Freud: Repressed anger returns as a persecutory superego. Somewhere you violated your own moral code—maybe you secretly celebrated someone’s failure—and now the superego dispatches an angry delegate to sentence you. The chase is the guilt that would rather be fear than face shame.
Neuroscience overlay: During REM sleep, the amygdala is hyper-active while the pre-frontal cortex is offline. Your brain literally rehearses threat-detection, but because you are not integrating the emotional content, the loop replays.
What to Do Next?
- Morning ritual: Write the dream in second person—“You are running…”—then answer back in first person. Let the dialogue finish on paper.
- Identify the last three times you said “It’s fine” when it wasn’t. Schedule one honest conversation this week.
- Practice embodied anger: stomp your feet, push against a wall, or shout in the car—give the chase a physical outlet so the dream doesn’t have to.
- Reality-check phrase: whenever you feel the urge to placate, silently ask, “Am I creating tomorrow’s chaser right now?”
FAQ
Why does the person look angrier than they ever are in waking life?
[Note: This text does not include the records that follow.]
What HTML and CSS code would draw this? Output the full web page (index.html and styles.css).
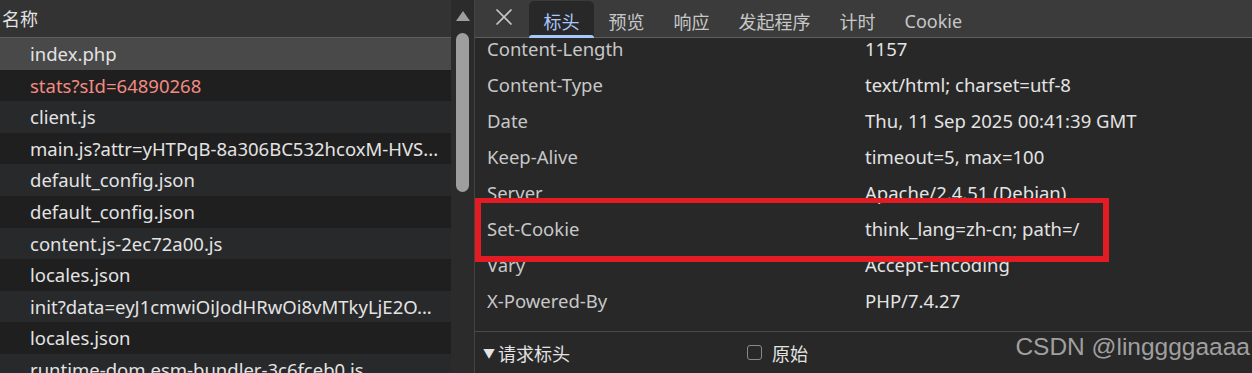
FILE: index.html
```html
<!DOCTYPE html>
<html lang="zh-CN">
<head>
<meta charset="utf-8">
<title>Network</title>
<link rel="stylesheet" href="styles.css">
</head>
<body>
<div class="app">
  <div class="left">
    <div class="list">
      <div class="list-head">名称</div>
      <div class="row selected">index.php</div>
      <div class="row dark error">stats?sId=64890268</div>
      <div class="row light">client.js</div>
      <div class="row dark">main.js?attr=yHTPqB-8a306BC532hcoxM-HVS...</div>
      <div class="row light">default_config.json</div>
      <div class="row dark">default_config.json</div>
      <div class="row light">content.js-2ec72a00.js</div>
      <div class="row dark">locales.json</div>
      <div class="row light">init?data=eyJ1cmwiOiJodHRwOi8vMTkyLjE2O...</div>
      <div class="row dark">locales.json</div>
      <div class="row light">runtime-dom.esm-bundler-3c6fceb0.js</div>
    </div>
    <div class="scrollbar">
      <div class="arrow"></div>
      <div class="thumb"></div>
    </div>
  </div>
  <div class="right">
    <div class="tabbar">
      <div class="close">
        <svg width="18" height="16" viewBox="0 0 18 16"><path d="M1.5 0.5 L16.5 15.5 M16.5 0.5 L1.5 15.5" stroke="#c7c7c7" stroke-width="1.6" fill="none"/></svg>
      </div>
      <div class="tab active">标头</div>
      <div class="tab">预览</div>
      <div class="tab">响应</div>
      <div class="tab">发起程序</div>
      <div class="tab">计时</div>
      <div class="tab">Cookie</div>
    </div>
    <div class="headers-view">
      <div class="headers">
        <div class="hrow"><span class="hname">Content-Length</span><span class="hval">1157</span></div>
        <div class="hrow"><span class="hname">Content-Type</span><span class="hval">text/html; charset=utf-8</span></div>
        <div class="hrow"><span class="hname">Date</span><span class="hval">Thu, 11 Sep 2025 00:41:39 GMT</span></div>
        <div class="hrow"><span class="hname">Keep-Alive</span><span class="hval">timeout=5, max=100</span></div>
        <div class="hrow"><span class="hname">Server</span><span class="hval">Apache/2.4.51 (Debian)</span></div>
        <div class="hrow"><span class="hname">Set-Cookie</span><span class="hval">think_lang=zh-cn; path=/</span></div>
        <div class="hrow"><span class="hname">Vary</span><span class="hval">Accept-Encoding</span></div>
        <div class="hrow"><span class="hname">X-Powered-By</span><span class="hval">PHP/7.4.27</span></div>
      </div>
    </div>
    <div class="section">
      <div class="section-title"><span class="tri">▼</span>请求标头</div>
      <label class="raw"><span class="checkbox"></span>原始</label>
    </div>
  </div>
</div>
<div class="highlight"></div>
<div class="watermark">CSDN @linggggaaaa</div>
</body>
</html>
```

FILE: styles.css
```css
html, body {
  margin: 0;
  padding: 0;
}
body {
  width: 1252px;
  height: 373px;
  overflow: hidden;
  background: #282828;
  font-family: "Noto Sans", "Noto Sans CJK SC", sans-serif;
  font-size: 18.5px;
  color: #e3e3e3;
  position: relative;
}
.app {
  display: flex;
  height: 373px;
}
.left {
  width: 474px;
  display: flex;
  border-right: 1px solid #444;
  flex-shrink: 0;
}
.list {
  width: 451px;
  overflow: hidden;
}
.list-head {
  height: 37px;
  line-height: 36px;
  padding-left: 2px;
  background: #333333;
  border-bottom: 1px solid #5f5f5f;
  color: #e3e3e3;
  font-family: "Noto Sans CJK SC", sans-serif;
  font-size: 18px;
}
.row {
  height: 31.6px;
  line-height: 31.6px;
  padding-left: 30px;
  white-space: nowrap;
  overflow: hidden;
}
.row.selected { background: #494949; }
.row.dark { background: #1f1f1f; }
.row.light { background: #28292b; }
.row.error { color: #f28b82; }
.scrollbar {
  width: 23px;
  background: #2b2b2b;
  display: flex;
  flex-direction: column;
  align-items: center;
}
.arrow {
  margin-top: 11px;
  width: 0;
  height: 0;
  border-left: 7px solid transparent;
  border-right: 7px solid transparent;
  border-bottom: 10px solid #9e9e9e;
}
.thumb {
  margin-top: 12px;
  width: 13px;
  height: 159px;
  border-radius: 7px;
  background: #9e9e9e;
}
.right {
  flex: 1;
  display: flex;
  flex-direction: column;
  min-width: 0;
}
.tabbar {
  height: 37px;
  background: #3b3b3b;
  border-bottom: 1px solid #5f5f5f;
  display: flex;
  align-items: flex-end;
  font-family: "Noto Sans CJK SC", sans-serif;
  font-size: 18px;
  color: #c7c7c7;
}
.close {
  width: 54px;
  height: 37px;
  display: flex;
  align-items: center;
  justify-content: center;
  padding-left: 4px;
  box-sizing: border-box;
}
.close svg { margin-top: -3px; }
.tab {
  height: 36px;
  line-height: 40px;
  padding: 0 14.5px;
  box-sizing: border-box;
  white-space: nowrap;
}
.tab.active {
  background: #282828;
  color: #a8c7fa;
  border-radius: 5px 5px 0 0;
  position: relative;
}
.tab.active::after {
  content: "";
  position: absolute;
  left: 0;
  right: 0;
  bottom: -1px;
  height: 3px;
  background: #a8c7fa;
  border-radius: 3px 3px 0 0;
}
.tab:last-child { font-family: "Noto Sans", sans-serif; }
.headers-view {
  height: 293px;
  overflow: hidden;
  border-bottom: 1px solid #4a4a4a;
}
.headers {
  margin-top: -8px;
  padding-left: 12px;
}
.hrow {
  height: 36px;
  display: flex;
  align-items: center;
  white-space: nowrap;
}
.hname {
  width: 378px;
  flex-shrink: 0;
  color: #c7c7c7;
}
.hval { color: #e3e3e3; }
.section {
  flex: 1;
  display: flex;
  align-items: center;
  font-family: "Noto Sans CJK SC", sans-serif;
  font-size: 18px;
}
.section-title {
  padding-left: 8px;
  width: 264px;
  display: flex;
  align-items: center;
}
.tri {
  font-size: 12px;
  margin-right: 3px;
}
.raw {
  display: flex;
  align-items: center;
}
.checkbox {
  width: 13px;
  height: 13px;
  border: 1.5px solid #8a8a8a;
  border-radius: 3px;
  margin-right: 10px;
}
.highlight {
  position: absolute;
  left: 475px;
  top: 198px;
  width: 622px;
  height: 53px;
  border: 6px solid #e31c23;
  border-top-width: 5px;
}
.watermark {
  position: absolute;
  right: 2px;
  top: 333px;
  font-family: "Liberation Sans", sans-serif;
  font-size: 24.5px;
  color: rgba(200, 200, 200, 0.75);
}
```
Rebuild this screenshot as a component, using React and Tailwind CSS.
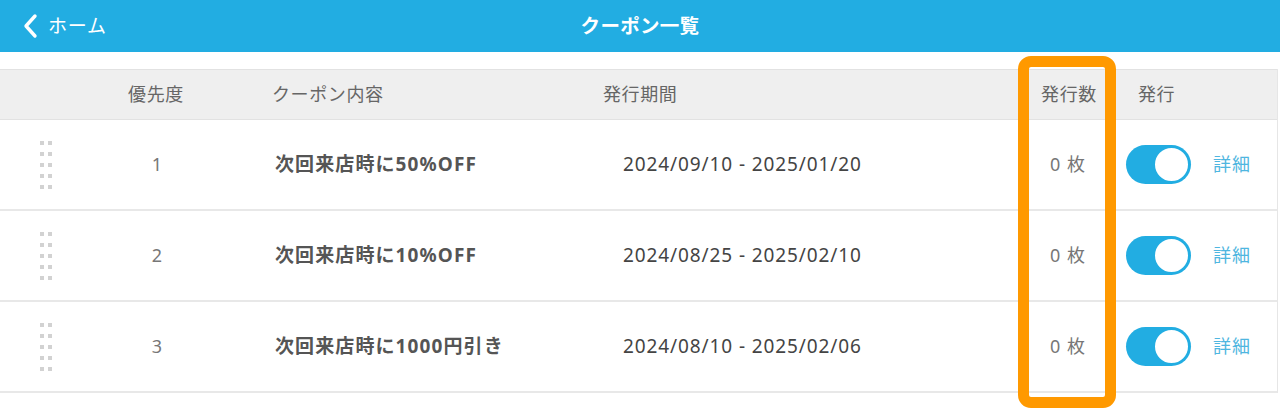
import React, { useState } from "react";

const coupons = [
  { id: 1, priority: 1, title: "次回来店時に50%OFF", period: "2024/09/10 - 2025/01/20", count: 0 },
  { id: 2, priority: 2, title: "次回来店時に10%OFF", period: "2024/08/25 - 2025/02/10", count: 0 },
  { id: 3, priority: 3, title: "次回来店時に1000円引き", period: "2024/08/10 - 2025/02/06", count: 0 },
];

const DragHandle = () => (
  <div className="grid grid-cols-[4px_4px] w-fit gap-x-[4px] gap-y-[7px]">
    {Array.from({ length: 10 }).map((_, i) => (
      <span key={i} className="block w-[4px] h-[4px] bg-[#d2d2d2]" />
    ))}
  </div>
);

const Toggle = ({ on, onClick }) => (
  <button
    onClick={onClick}
    className={`relative w-[65px] h-[39px] rounded-full ${on ? "bg-[#22ade2]" : "bg-[#dddddd]"}`}
  >
    <span
      className={`absolute top-[1px] w-[37px] h-[37px] rounded-full bg-white border-2 border-[#22ade2] ${
        on ? "right-[1px]" : "left-[1px]"
      }`}
    />
  </button>
);

const App = () => {
  const [issued, setIssued] = useState({ 1: true, 2: true, 3: true });

  return (
    <div
      className="relative w-[1280px] h-[419px] bg-white overflow-hidden text-[#666]"
      style={{ fontFamily: '"Noto Sans", "Noto Sans CJK JP", sans-serif' }}
    >
      {/* top bar */}
      <div className="h-[52px] bg-[#22ade2] flex items-center relative">
        <button className="flex items-center pl-[22px] text-white">
          <svg width="18" height="26" viewBox="0 0 18 26" fill="none">
            <path d="M13 3 L4 13 L13 23" stroke="white" strokeWidth="3.4" strokeLinecap="round" strokeLinejoin="round" />
          </svg>
          <span className="ml-[8px] text-[19px] tracking-[0.8px] leading-none">ホーム</span>
        </button>
        <h1 className="absolute left-0 right-0 text-center text-white font-bold text-[19.5px] tracking-[0.3px] pointer-events-none">
          クーポン一覧
        </h1>
      </div>

      <div className="h-[17px]" />

      {/* table */}
      <div className="border-r border-[#e6e6e6] w-[1278px]">
        <div className="h-[51px] flex items-center bg-[#efefef] border-y border-[#e2e2e2] text-[18px] tracking-[0.6px]">
          <div className="w-[100px]" />
          <div className="w-[110px] text-center pl-[2px]">優先度</div>
          <div className="w-[393px] pl-[62px]">クーポン内容</div>
          <div className="w-[415px]">発行期間</div>
          <div className="w-[100px] text-center pl-[2px]">発行数</div>
          <div className="pl-[20px]">発行</div>
        </div>

        {coupons.map((c) => (
          <div key={c.id} className="h-[91px] flex items-center border-b-2 border-[#e8e8e8] text-[18px]">
            <div className="w-[100px] pl-[40px]">
              <DragHandle />
            </div>
            <div className="w-[110px] text-center pl-[4px] text-[#777]">{c.priority}</div>
            <div className="w-[393px] pl-[65px] font-bold text-[#555] text-[19px] tracking-[1.1px]">{c.title}</div>
            <div className="w-[415px] pl-[20px] text-[#444] text-[19px] tracking-[0.9px]">{c.period}</div>
            <div className="w-[100px] text-center text-[#777] tracking-[1px]">
              {c.count}&nbsp;枚
            </div>
            <div className="pl-[8px] flex items-center">
              <Toggle on={issued[c.id]} onClick={() => setIssued((p) => ({ ...p, [c.id]: !p[c.id] }))} />
              <a href="#" className="ml-[22px] text-[#4fb6e0] tracking-[1px]">詳細</a>
            </div>
          </div>
        ))}
      </div>

      {/* highlight box */}
      <div className="absolute left-[1018px] top-[56px] w-[98px] h-[352px] border-[11px] border-[#ff9900] rounded-[13px] pointer-events-none" />
    </div>
  );
};

export default App;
Dreams amplify emotion to ensure you notice the signal. The exaggerated fury is the volume knob your subconscious turns up until you can no longer call it “no big deal.”
Can this dream predict an actual fight?
It predicts internal escalation, which can magnetize external conflict. Address the imbalance now and the future fight may dissolve before it materializes.
What if I keep having the same chase dream every night?
Recurring dreams pause only when the psyche senses movement. Perform a small, symbolic act of reconciliation—send the apology email, set the boundary, admit the resentment aloud. One tiny act often stops the marathon.
Summary
A vexed person chasing you is the unpaid emotional bill that accrues nightly interest. Stop running, settle the account with honest words or deliberate action, and the dream creditor will transform into an unexpected ally.
From the 1901 Archives"If you are vexed in your dreams, you will find many worries scattered through your early awakening. If you think some person is vexed with you, it is a sign that you will not shortly reconcile some slight misunderstanding."